## INFORMATION SUPPLIED:

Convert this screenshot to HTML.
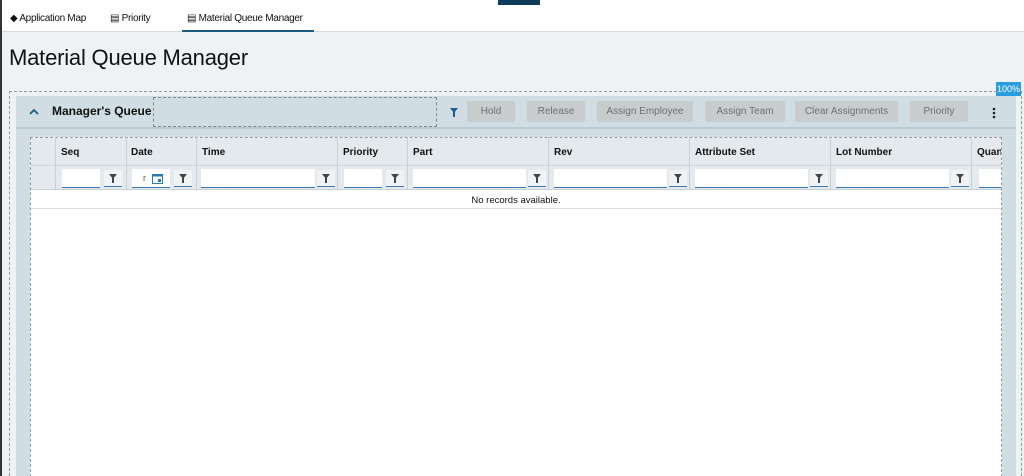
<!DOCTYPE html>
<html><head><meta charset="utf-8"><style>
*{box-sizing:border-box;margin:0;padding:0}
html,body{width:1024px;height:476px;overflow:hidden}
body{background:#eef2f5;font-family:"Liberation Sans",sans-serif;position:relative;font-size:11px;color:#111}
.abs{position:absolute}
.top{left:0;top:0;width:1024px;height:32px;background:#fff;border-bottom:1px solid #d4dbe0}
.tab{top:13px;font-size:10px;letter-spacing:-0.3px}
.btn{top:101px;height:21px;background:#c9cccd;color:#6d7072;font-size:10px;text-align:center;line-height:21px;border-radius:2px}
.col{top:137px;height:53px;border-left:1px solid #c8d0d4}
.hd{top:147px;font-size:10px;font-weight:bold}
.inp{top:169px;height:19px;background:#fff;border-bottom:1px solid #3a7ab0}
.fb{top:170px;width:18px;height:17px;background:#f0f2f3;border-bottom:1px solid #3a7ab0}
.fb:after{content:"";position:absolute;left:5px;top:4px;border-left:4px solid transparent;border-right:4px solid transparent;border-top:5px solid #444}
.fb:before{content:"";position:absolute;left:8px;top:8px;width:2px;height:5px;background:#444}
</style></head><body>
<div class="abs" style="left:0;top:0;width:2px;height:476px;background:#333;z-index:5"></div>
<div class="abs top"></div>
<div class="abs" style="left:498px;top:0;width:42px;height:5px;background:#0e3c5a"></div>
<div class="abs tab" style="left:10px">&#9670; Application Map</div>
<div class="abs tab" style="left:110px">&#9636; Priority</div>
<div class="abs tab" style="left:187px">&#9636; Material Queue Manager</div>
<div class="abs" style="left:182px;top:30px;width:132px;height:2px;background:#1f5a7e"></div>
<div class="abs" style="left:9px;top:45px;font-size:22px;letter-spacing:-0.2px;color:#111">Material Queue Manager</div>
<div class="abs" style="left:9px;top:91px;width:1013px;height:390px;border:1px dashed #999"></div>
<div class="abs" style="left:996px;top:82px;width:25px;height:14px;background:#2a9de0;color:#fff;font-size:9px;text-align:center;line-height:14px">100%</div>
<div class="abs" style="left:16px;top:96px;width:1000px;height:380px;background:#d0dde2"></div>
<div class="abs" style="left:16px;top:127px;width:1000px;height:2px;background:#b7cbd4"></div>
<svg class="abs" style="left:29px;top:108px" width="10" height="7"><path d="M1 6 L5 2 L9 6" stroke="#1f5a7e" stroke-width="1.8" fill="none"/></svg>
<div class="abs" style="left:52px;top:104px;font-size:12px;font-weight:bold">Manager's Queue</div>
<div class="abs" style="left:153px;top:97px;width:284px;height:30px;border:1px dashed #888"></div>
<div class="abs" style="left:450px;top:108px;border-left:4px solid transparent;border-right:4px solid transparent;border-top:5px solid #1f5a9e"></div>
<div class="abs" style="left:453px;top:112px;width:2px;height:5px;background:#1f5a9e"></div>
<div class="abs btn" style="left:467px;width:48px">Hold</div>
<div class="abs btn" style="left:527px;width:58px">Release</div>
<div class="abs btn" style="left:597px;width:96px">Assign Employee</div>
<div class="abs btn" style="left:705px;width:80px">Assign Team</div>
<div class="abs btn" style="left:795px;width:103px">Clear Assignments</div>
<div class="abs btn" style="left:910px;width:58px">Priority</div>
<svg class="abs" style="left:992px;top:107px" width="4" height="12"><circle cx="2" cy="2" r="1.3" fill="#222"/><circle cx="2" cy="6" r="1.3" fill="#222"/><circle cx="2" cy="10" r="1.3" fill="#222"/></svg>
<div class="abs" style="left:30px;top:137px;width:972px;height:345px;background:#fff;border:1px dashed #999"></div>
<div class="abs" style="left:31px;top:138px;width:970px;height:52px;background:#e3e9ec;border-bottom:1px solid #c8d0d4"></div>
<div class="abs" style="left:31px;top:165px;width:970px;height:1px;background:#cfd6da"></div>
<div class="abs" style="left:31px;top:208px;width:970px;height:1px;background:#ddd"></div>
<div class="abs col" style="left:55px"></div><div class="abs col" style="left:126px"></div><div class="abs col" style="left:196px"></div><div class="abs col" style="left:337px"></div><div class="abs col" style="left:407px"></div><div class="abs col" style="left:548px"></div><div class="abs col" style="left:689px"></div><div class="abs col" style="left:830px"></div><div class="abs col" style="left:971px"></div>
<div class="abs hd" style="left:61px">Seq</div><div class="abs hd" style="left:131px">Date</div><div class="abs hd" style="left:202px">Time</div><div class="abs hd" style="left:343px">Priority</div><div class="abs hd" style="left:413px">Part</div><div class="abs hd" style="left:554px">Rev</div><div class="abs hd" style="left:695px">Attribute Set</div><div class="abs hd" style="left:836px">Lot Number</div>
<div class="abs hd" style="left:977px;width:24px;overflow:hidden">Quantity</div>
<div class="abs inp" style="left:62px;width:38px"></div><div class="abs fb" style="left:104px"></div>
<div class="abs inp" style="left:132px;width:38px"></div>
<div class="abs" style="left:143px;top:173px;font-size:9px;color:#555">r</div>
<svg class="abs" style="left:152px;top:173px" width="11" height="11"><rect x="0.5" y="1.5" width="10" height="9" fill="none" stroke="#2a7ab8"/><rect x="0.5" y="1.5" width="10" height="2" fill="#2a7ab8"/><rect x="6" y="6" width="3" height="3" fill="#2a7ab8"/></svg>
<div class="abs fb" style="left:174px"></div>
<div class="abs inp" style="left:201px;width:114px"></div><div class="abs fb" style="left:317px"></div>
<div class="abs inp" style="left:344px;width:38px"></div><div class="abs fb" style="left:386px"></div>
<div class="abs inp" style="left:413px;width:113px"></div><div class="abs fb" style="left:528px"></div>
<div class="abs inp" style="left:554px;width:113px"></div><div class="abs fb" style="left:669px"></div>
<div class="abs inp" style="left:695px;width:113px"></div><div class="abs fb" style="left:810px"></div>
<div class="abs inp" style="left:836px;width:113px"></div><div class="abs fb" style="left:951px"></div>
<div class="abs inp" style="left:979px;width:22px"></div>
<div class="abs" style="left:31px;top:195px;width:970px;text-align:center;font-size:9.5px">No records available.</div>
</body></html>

## WORK TO COMPLETE:
Print out the lines exactly, skipping any picture.

## SOLUTION FOR THIS PROBLEM:
Convert this screenshot to HTML.
<!DOCTYPE html>
<html><head><meta charset="utf-8"><style>
*{box-sizing:border-box;margin:0;padding:0}
html,body{width:1024px;height:476px;overflow:hidden}
body{background:#eef2f5;font-family:"Liberation Sans",sans-serif;position:relative;font-size:11px;color:#111}
.abs{position:absolute}
.top{left:0;top:0;width:1024px;height:32px;background:#fff;border-bottom:1px solid #d4dbe0}
.tab{top:13px;font-size:10px;letter-spacing:-0.3px}
.btn{top:101px;height:21px;background:#c9cccd;color:#6d7072;font-size:10px;text-align:center;line-height:21px;border-radius:2px}
.col{top:137px;height:53px;border-left:1px solid #c8d0d4}
.hd{top:147px;font-size:10px;font-weight:bold}
.inp{top:169px;height:19px;background:#fff;border-bottom:1px solid #3a7ab0}
.fb{top:170px;width:18px;height:17px;background:#f0f2f3;border-bottom:1px solid #3a7ab0}
.fb:after{content:"";position:absolute;left:5px;top:4px;border-left:4px solid transparent;border-right:4px solid transparent;border-top:5px solid #444}
.fb:before{content:"";position:absolute;left:8px;top:8px;width:2px;height:5px;background:#444}
</style></head><body>
<div class="abs" style="left:0;top:0;width:2px;height:476px;background:#333;z-index:5"></div>
<div class="abs top"></div>
<div class="abs" style="left:498px;top:0;width:42px;height:5px;background:#0e3c5a"></div>
<div class="abs tab" style="left:10px">&#9670; Application Map</div>
<div class="abs tab" style="left:110px">&#9636; Priority</div>
<div class="abs tab" style="left:187px">&#9636; Material Queue Manager</div>
<div class="abs" style="left:182px;top:30px;width:132px;height:2px;background:#1f5a7e"></div>
<div class="abs" style="left:9px;top:45px;font-size:22px;letter-spacing:-0.2px;color:#111">Material Queue Manager</div>
<div class="abs" style="left:9px;top:91px;width:1013px;height:390px;border:1px dashed #999"></div>
<div class="abs" style="left:996px;top:82px;width:25px;height:14px;background:#2a9de0;color:#fff;font-size:9px;text-align:center;line-height:14px">100%</div>
<div class="abs" style="left:16px;top:96px;width:1000px;height:380px;background:#d0dde2"></div>
<div class="abs" style="left:16px;top:127px;width:1000px;height:2px;background:#b7cbd4"></div>
<svg class="abs" style="left:29px;top:108px" width="10" height="7"><path d="M1 6 L5 2 L9 6" stroke="#1f5a7e" stroke-width="1.8" fill="none"/></svg>
<div class="abs" style="left:52px;top:104px;font-size:12px;font-weight:bold">Manager's Queue</div>
<div class="abs" style="left:153px;top:97px;width:284px;height:30px;border:1px dashed #888"></div>
<div class="abs" style="left:450px;top:108px;border-left:4px solid transparent;border-right:4px solid transparent;border-top:5px solid #1f5a9e"></div>
<div class="abs" style="left:453px;top:112px;width:2px;height:5px;background:#1f5a9e"></div>
<div class="abs btn" style="left:467px;width:48px">Hold</div>
<div class="abs btn" style="left:527px;width:58px">Release</div>
<div class="abs btn" style="left:597px;width:96px">Assign Employee</div>
<div class="abs btn" style="left:705px;width:80px">Assign Team</div>
<div class="abs btn" style="left:795px;width:103px">Clear Assignments</div>
<div class="abs btn" style="left:910px;width:58px">Priority</div>
<svg class="abs" style="left:992px;top:107px" width="4" height="12"><circle cx="2" cy="2" r="1.3" fill="#222"/><circle cx="2" cy="6" r="1.3" fill="#222"/><circle cx="2" cy="10" r="1.3" fill="#222"/></svg>
<div class="abs" style="left:30px;top:137px;width:972px;height:345px;background:#fff;border:1px dashed #999"></div>
<div class="abs" style="left:31px;top:138px;width:970px;height:52px;background:#e3e9ec;border-bottom:1px solid #c8d0d4"></div>
<div class="abs" style="left:31px;top:165px;width:970px;height:1px;background:#cfd6da"></div>
<div class="abs" style="left:31px;top:208px;width:970px;height:1px;background:#ddd"></div>
<div class="abs col" style="left:55px"></div><div class="abs col" style="left:126px"></div><div class="abs col" style="left:196px"></div><div class="abs col" style="left:337px"></div><div class="abs col" style="left:407px"></div><div class="abs col" style="left:548px"></div><div class="abs col" style="left:689px"></div><div class="abs col" style="left:830px"></div><div class="abs col" style="left:971px"></div>
<div class="abs hd" style="left:61px">Seq</div><div class="abs hd" style="left:131px">Date</div><div class="abs hd" style="left:202px">Time</div><div class="abs hd" style="left:343px">Priority</div><div class="abs hd" style="left:413px">Part</div><div class="abs hd" style="left:554px">Rev</div><div class="abs hd" style="left:695px">Attribute Set</div><div class="abs hd" style="left:836px">Lot Number</div>
<div class="abs hd" style="left:977px;width:24px;overflow:hidden">Quantity</div>
<div class="abs inp" style="left:62px;width:38px"></div><div class="abs fb" style="left:104px"></div>
<div class="abs inp" style="left:132px;width:38px"></div>
<div class="abs" style="left:143px;top:173px;font-size:9px;color:#555">r</div>
<svg class="abs" style="left:152px;top:173px" width="11" height="11"><rect x="0.5" y="1.5" width="10" height="9" fill="none" stroke="#2a7ab8"/><rect x="0.5" y="1.5" width="10" height="2" fill="#2a7ab8"/><rect x="6" y="6" width="3" height="3" fill="#2a7ab8"/></svg>
<div class="abs fb" style="left:174px"></div>
<div class="abs inp" style="left:201px;width:114px"></div><div class="abs fb" style="left:317px"></div>
<div class="abs inp" style="left:344px;width:38px"></div><div class="abs fb" style="left:386px"></div>
<div class="abs inp" style="left:413px;width:113px"></div><div class="abs fb" style="left:528px"></div>
<div class="abs inp" style="left:554px;width:113px"></div><div class="abs fb" style="left:669px"></div>
<div class="abs inp" style="left:695px;width:113px"></div><div class="abs fb" style="left:810px"></div>
<div class="abs inp" style="left:836px;width:113px"></div><div class="abs fb" style="left:951px"></div>
<div class="abs inp" style="left:979px;width:22px"></div>
<div class="abs" style="left:31px;top:195px;width:970px;text-align:center;font-size:9.5px">No records available.</div>
</body></html>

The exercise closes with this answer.